Even males of good repute still faced constraints after dark. In Catalonia, for instance, no more than four men could walk together in a group. Unless licensed by permits, carrying weapons was frequently forbidden—arquebuses, pistols, or other firearms along with swords and knives, despite the prevalence of private arms within early modern households. Beginning in the late thirteenth century, English law prohibited pedestrians at night from wearing “sword or buckler, or other arms for doing mischief.” Italian towns forbade “secret weapons” such as daggers and pocket pistols, easily concealed under a cloak.

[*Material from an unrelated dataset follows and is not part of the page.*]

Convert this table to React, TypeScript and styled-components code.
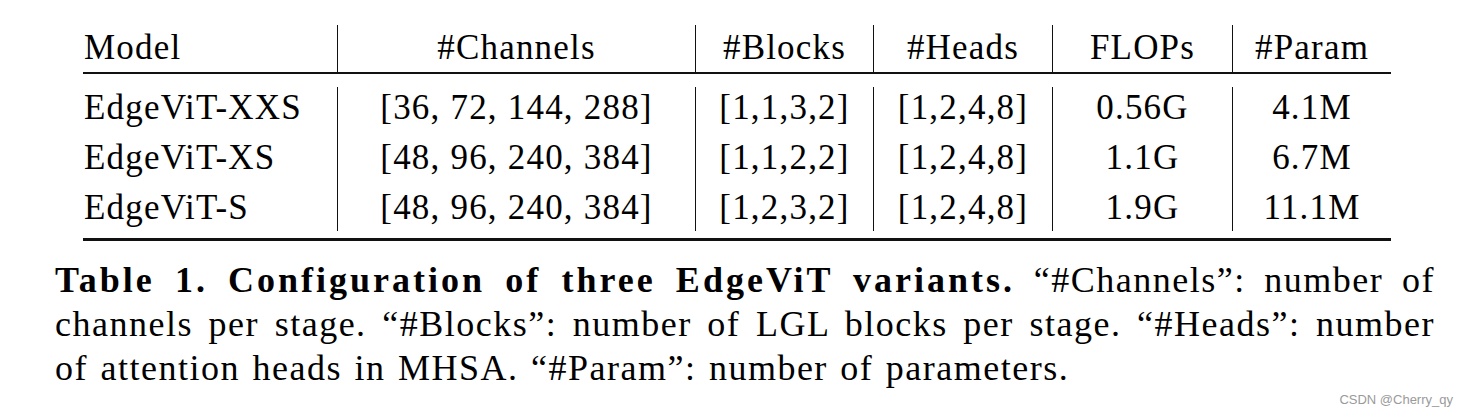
import React from "react";
import styled, {createGlobalStyle} from "styled-components";

const GlobalStyle = createGlobalStyle`
    html, body {
        margin: 0;
        padding: 0;
        background: #ffffff;
    }
`

const serif = '"Liberation Serif", "Times New Roman", serif'

const columns = '254px 358px 178px 179px 180px 159px'

const headers = ['Model', '#Channels', '#Blocks', '#Heads', 'FLOPs', '#Param']

const rows = [
    ['EdgeViT-XXS', '[36, 72, 144, 288]', '[1,1,3,2]', '[1,2,4,8]', '0.56G', '4.1M'],
    ['EdgeViT-XS', '[48, 96, 240, 384]', '[1,1,2,2]', '[1,2,4,8]', '1.1G', '6.7M'],
    ['EdgeViT-S', '[48, 96, 240, 384]', '[1,2,3,2]', '[1,2,4,8]', '1.9G', '11.1M'],
]

const App: React.FC = () => {
    return (
        <>
            <GlobalStyle/>
            <Page>
                <Table>
                    <HeadRow>
                        {headers.map((h, i) => (
                            <Cell key={h} $first={i === 0} $head>{h}</Cell>
                        ))}
                    </HeadRow>
                    <MidRule/>
                    <Body>
                        {rows.map((row, r) => row.map((v, i) => (
                            <Cell key={r + '-' + i} $first={i === 0}>{v}</Cell>
                        )))}
                    </Body>
                    <BottomRule/>
                </Table>
                <Caption>
                    <CaptionLine $justify>
                        <Bold>Table 1. Configuration of three EdgeViT variants.</Bold> “#Channels”: number of
                    </CaptionLine>
                    <CaptionLine $justify>
                        channels per stage. “#Blocks”: number of LGL blocks per stage. “#Heads”: number
                    </CaptionLine>
                    <CaptionLine>
                        of attention heads in MHSA. “#Param”: number of parameters.
                    </CaptionLine>
                </Caption>
            </Page>
            <Watermark>CSDN @Cherry_qy</Watermark>
        </>
    )
}

export default App

const Page = styled.div`
    width: 1380px;
    padding: 25px 0 0 55px;
    font-family: ${serif};
    color: #000;
`

const Table = styled.div`
    width: 1308px;
    margin-left: 28px;
    font-family: ${serif};
    font-size: 35px;
    letter-spacing: 1.2px;
`

const HeadRow = styled.div`
    display: grid;
    grid-template-columns: ${columns};
    height: 47px;
`

const Body = styled.div`
    display: grid;
    grid-template-columns: ${columns};
    grid-template-rows: 50px 50px 44px;
    margin-top: 13px;
`

const Cell = styled.div<{$first?: boolean, $head?: boolean}>`
    font-family: ${serif};
    line-height: 36px;
    padding-top: ${(props) => props.$head ? '5px' : '3px'};
    padding-left: ${(props) => props.$first ? '1px' : '0'};
    text-align: ${(props) => props.$first ? 'left' : 'center'};
    border-left: ${(props) => props.$first ? 'none' : '1.2px solid #111'};
    white-space: nowrap;
`

const MidRule = styled.div`
    height: 2px;
    background: #111;
`

const BottomRule = styled.div`
    height: 3px;
    margin-top: 7px;
    background: #111;
`

const Caption = styled.div`
    margin-top: 17px;
    font-family: ${serif};
    font-size: 36px;
    line-height: 44px;
    letter-spacing: 1.5px;
    word-spacing: 2px;
`

const CaptionLine = styled.div<{$justify?: boolean}>`
    text-align: ${(props) => props.$justify ? 'justify' : 'left'};
    text-align-last: ${(props) => props.$justify ? 'justify' : 'left'};
    white-space: nowrap;
`

const Bold = styled.span`
    font-weight: bold;
    letter-spacing: 3px;
`

const Watermark = styled.div`
    display: flex;
    justify-content: flex-end;
    padding-right: 15px;
    margin-top: 2px;
    font-family: "Liberation Sans", Arial, sans-serif;
    font-size: 13px;
    color: #9a9a9a;
`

If caught with a pistol in Rome, an offender might be sent to the galleys. Where nobles first claimed special privileges, laws repealed most of these by the late 1600s, in keeping with efforts by authorities throughout the nation states of Europe to wean subjects from their weaponry. In Paris, by virtue of an ordinance in 1702, not only were men of quality forbidden to carry firearms, but their servants were stripped of canes and staffs. The necessity to maintain order grew all the more urgent after nightfall, when opportunities multiplied for both personal and political violence. By day, armed travelers to Italian cities were instructed, “
Liga la spada
” (tie the hilt to the sheath), but at night swords were confiscated. “They who have license to cary swordes in the cittyes,” noted a visitor to Florence, “yet must not weare them when the evening beginns to be dark.” “The carrying of arms fosters violence,” a Spanish decree explained in 1525, and “many persons take advantage of the cover of darkness to commit all kinds of crimes and misdemeanors.”